While women are allowed to vote and drive, they’re segregated on buses, mosques and public pools and forbidden from entering sports stadiums to watch male teams play. They’re educated separately from as early as primary school.
About 52 percent of university graduates in 2009 and 68 percent of science graduates were women, according to data for the most recent year available by the Paris-based UN Education Scientific and Cultural Organization. In 2011, women accounted for 27 percent of the workforce.
Sweeps for the inadequately covered tend to increase in the summer, when temperatures can reach 40 degrees Celsius (104 Fahrenheit) in Tehran. Patrol vans are usually prominently parked outside shopping malls and cinemas. Women may be stopped just for questioning or taken into custody; punishment is usually a scolding or a fine, and they’ll be asked to sign a document acknowledging that they weren’t in modest attire.

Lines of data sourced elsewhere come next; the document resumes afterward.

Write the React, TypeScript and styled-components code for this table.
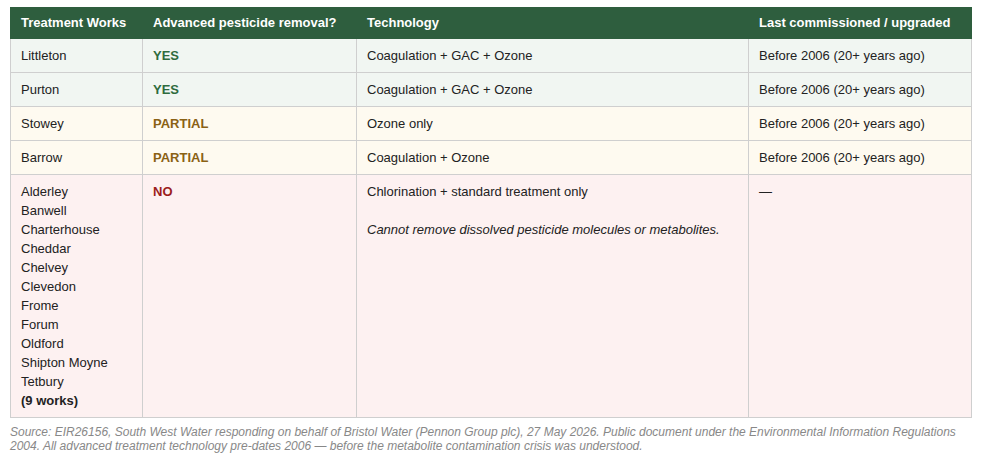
import React from "react";
import styled, { createGlobalStyle } from "styled-components";

const Global = createGlobalStyle`
  html, body { margin: 0; padding: 0; background: #ffffff; }
  body { font-family: "Liberation Sans", Arial, sans-serif; color: #222; }
`;

const Page = styled.div`
  padding: 7px 31px 0 10px;
  width: 961px;
`;

const Table = styled.table`
  width: 961px;
  border-collapse: collapse;
  table-layout: fixed;
  font-size: 13px;
  line-height: 19px;
`;

const Th = styled.th`
  background: #2e5e3e;
  color: #ffffff;
  font-weight: bold;
  text-align: left;
  padding: 5px 10px 6px;
  border: 1px solid #2e5e3e;
`;

type Tone = "yes" | "partial" | "no";

const bg: Record<Tone, string> = {
  yes: "#f1f6f2",
  partial: "#fefaf0",
  no: "#fdf1f1",
};

const fg: Record<Tone, string> = {
  yes: "#2e6b3e",
  partial: "#8a6114",
  no: "#9b1c1c",
};

const Tr = styled.tr<{ $tone: Tone }>`
  background: ${(p) => bg[p.$tone]};
`;

const Td = styled.td`
  padding: 7px 10px;
  border: 1px solid #cfcfcf;
  vertical-align: top;
  color: #222;
`;

const Status = styled.span<{ $tone: Tone }>`
  font-weight: bold;
  color: ${(p) => fg[p.$tone]};
`;

const Names = styled.div`
  display: flex;
  flex-direction: column;
`;

const Count = styled.strong`
  font-weight: bold;
`;

const Note = styled.p`
  margin: 19px 0 0;
  font-style: italic;
`;

const Source = styled.p`
  margin: 7px 0 0;
  font-size: 12px;
  line-height: 14px;
  font-style: italic;
  color: #888;
  padding-right: 12px;
`;

const rows: { name: string; tone: Tone; label: string; tech: string; date: string }[] = [
  { name: "Littleton", tone: "yes", label: "YES", tech: "Coagulation + GAC + Ozone", date: "Before 2006 (20+ years ago)" },
  { name: "Purton", tone: "yes", label: "YES", tech: "Coagulation + GAC + Ozone", date: "Before 2006 (20+ years ago)" },
  { name: "Stowey", tone: "partial", label: "PARTIAL", tech: "Ozone only", date: "Before 2006 (20+ years ago)" },
  { name: "Barrow", tone: "partial", label: "PARTIAL", tech: "Coagulation + Ozone", date: "Before 2006 (20+ years ago)" },
];

const noWorks = [
  "Alderley",
  "Banwell",
  "Charterhouse",
  "Cheddar",
  "Chelvey",
  "Clevedon",
  "Frome",
  "Forum",
  "Oldford",
  "Shipton Moyne",
  "Tetbury",
];

export default function App() {
  return (
    <Page>
      <Global />
      <Table>
        <colgroup>
          <col style={{ width: 132 }} />
          <col style={{ width: 214 }} />
          <col style={{ width: 392 }} />
          <col style={{ width: 223 }} />
        </colgroup>
        <thead>
          <tr>
            <Th>Treatment Works</Th>
            <Th>Advanced pesticide removal?</Th>
            <Th>Technology</Th>
            <Th>Last commissioned / upgraded</Th>
          </tr>
        </thead>
        <tbody>
          {rows.map((r) => (
            <Tr key={r.name} $tone={r.tone}>
              <Td>{r.name}</Td>
              <Td>
                <Status $tone={r.tone}>{r.label}</Status>
              </Td>
              <Td>{r.tech}</Td>
              <Td>{r.date}</Td>
            </Tr>
          ))}
          <Tr $tone="no">
            <Td>
              <Names>
                {noWorks.map((n) => (
                  <span key={n}>{n}</span>
                ))}
                <Count>(9 works)</Count>
              </Names>
            </Td>
            <Td>
              <Status $tone="no">NO</Status>
            </Td>
            <Td>
              Chlorination + standard treatment only
              <Note>Cannot remove dissolved pesticide molecules or metabolites.</Note>
            </Td>
            <Td>—</Td>
          </Tr>
        </tbody>
      </Table>
      <Source>
        Source: EIR26156, South West Water responding on behalf of Bristol Water (Pennon Group plc), 27 May 2026. Public
        document under the Environmental Information Regulations 2004. All advanced treatment technology pre-dates 2006 —
        before the metabolite contamination crisis was understood.
      </Source>
    </Page>
  );
}
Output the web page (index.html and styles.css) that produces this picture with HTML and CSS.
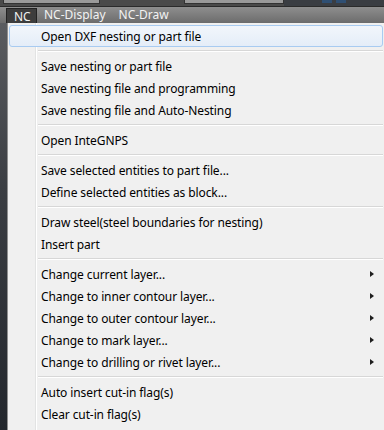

There’s no one written code that defines what that is. Conservatives and progressives in Iran tend to disagree whether only the black, heavy and to-the-floor chador should be acceptable or if coats and scarves are sufficient protection.
Noushin, a 32-year-old graphic designer in Adidas sneakers and black leggings, said she’s optimistic moderation will prevail under Rohani, whose slogan was “prudence and hope.” He won 50.7 percent of the vote in a victory that wasn’t predicted by polls published in state-run media.
“Rohani understands the importance of freedom for people, that the government needs people’s backing,” said Noushin, wearing a pink shawl from which strands of hair stuck out. “And women are half the population.”